Asked whether people can change their gender, the Nobel laureate was unequivocal.

“That’s nonsense! It’s wishful thinking,” she said. “There are people who want to change their gender, but they can’t do it … People retain their gender for life.”

Nüsslein-Volhard also warned of the dangers of prescribing hormones to help people look more like the opposite sex.

“The body cannot handle it well in the long run,” she said. “Every hormone you take has side effects. Taking hormones is inherently dangerous.”

Responding to recent claims by Sven Lehmann, the German federal government’s “queer commissioner” who reportedly argued it’s “unscientific” to affirm there are only two genders, Nüsslein-Volhard argued that it’s the transgender view espoused by Lehmann that’s “unscientific.”

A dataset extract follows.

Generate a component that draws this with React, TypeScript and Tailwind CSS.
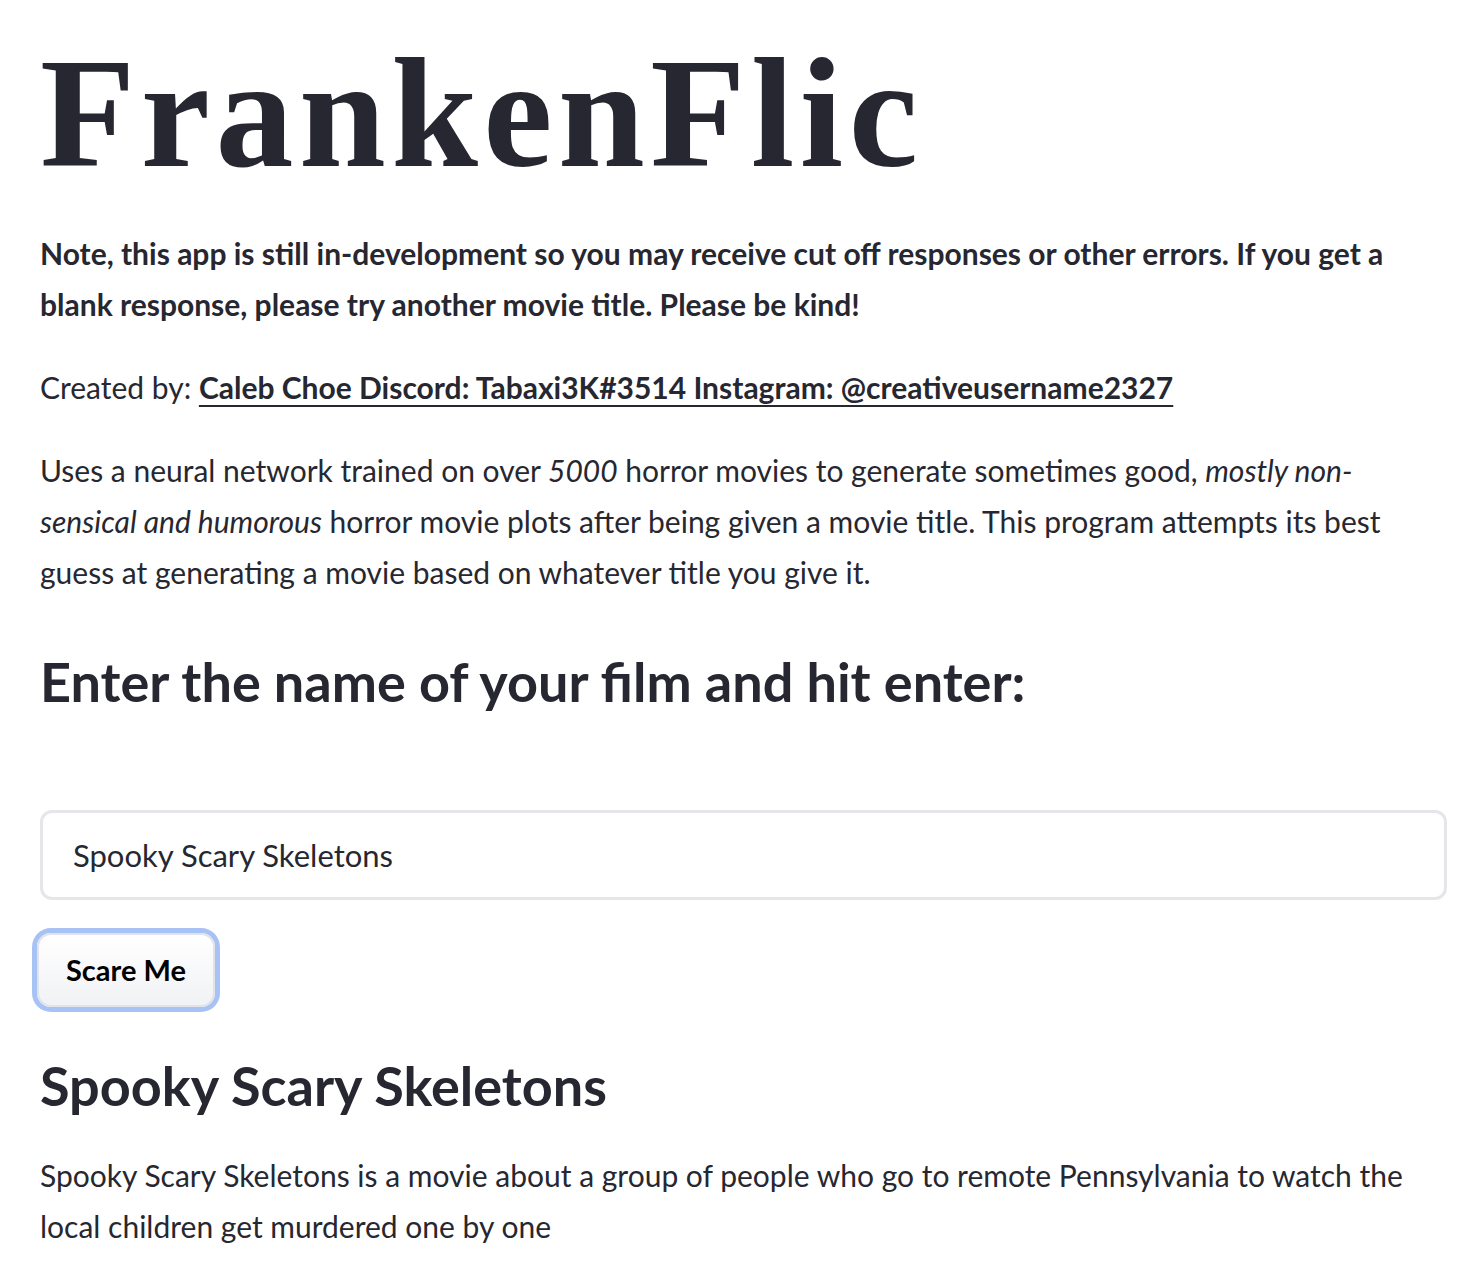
const body = "font-['Lato',_'Noto_Sans',_sans-serif]";

export default function App() {
  return (
    <div className={`min-h-screen bg-white text-[#262730] ${body}`}>
      <div className="pl-[40px] pr-[13px] pt-[34px]">
        <h1 className="font-['Liberation_Serif',_serif] text-[156px] font-bold leading-[160px] tracking-[0.035em]">
          FrankenFlic
        </h1>

        <div className="mt-[34px] text-[30px] leading-[51px]">
          <p className="font-bold">
            Note, this app is still in-development so you may receive cut off responses or other errors. If you get a
            blank response, please try another movie title. Please be kind!
          </p>
          <p className="mt-[32px]">
            Created by:{' '}
            <a href="#" className="font-bold underline underline-offset-[6px] decoration-[2px]">
              Caleb Choe Discord: Tabaxi3K#3514 Instagram: @creativeusername2327
            </a>
          </p>
          <p className="mt-[32px]">
            Uses a neural network trained on over <em>5000</em> horror movies to generate sometimes good,{' '}
            <em>mostly non-sensical and humorous</em> horror movie plots after being given a movie title. This program
            attempts its best guess at generating a movie based on whatever title you give it.
          </p>
        </div>

        <h3 className="mt-[48px] text-[54px] font-bold leading-[72px]">Enter the name of your film and hit enter:</h3>

        <div className="mt-[92px] rounded-[12px] border-[3px] border-[#e6e6ea] bg-white px-[30px] py-[20px] text-[31px] leading-[44px]">
          Spooky Scary Skeletons
        </div>

        <button className="mt-[33px] -ml-[3px] rounded-[14px] border-[2px] border-[#e2e3e8] bg-gradient-to-b from-white to-[#f1f2f5] px-[27px] py-[13px] text-[29px] font-bold leading-[44px] text-black ring-[5px] ring-[#a7c2f4]">
          Scare Me
        </button>

        <h3 className="mt-[43px] text-[54px] font-bold leading-[72px]">Spooky Scary Skeletons</h3>

        <p className="mt-[28px] text-[30px] leading-[51px]">
          Spooky Scary Skeletons is a movie about a group of people who go to remote Pennsylvania to watch the local
          children get murdered one by one
        </p>
      </div>
    </div>
  );
}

The German government had appointed Lehmann as its first “commissioner for queer affairs” in June. Last year, the government began pushing for legislation to allow children as young as 14 to change their legal gender without parental consent.

Nüsslein-Volhard told EMMA that allowing children to “change their gender” is “madness,” noting that she, like “many girls,” had been ”unhappy in puberty.” According to the professor, young girls should be supported in their actual identities rather than encouraged to become like men.

While observing that gender-confused people “should not be discriminated against,” and that it’s “bad” when “people are treated badly,” Nüsslein-Volhard nonetheless argued that people who believe they can change their gender “cannot impose their ideas on everyone as facts.”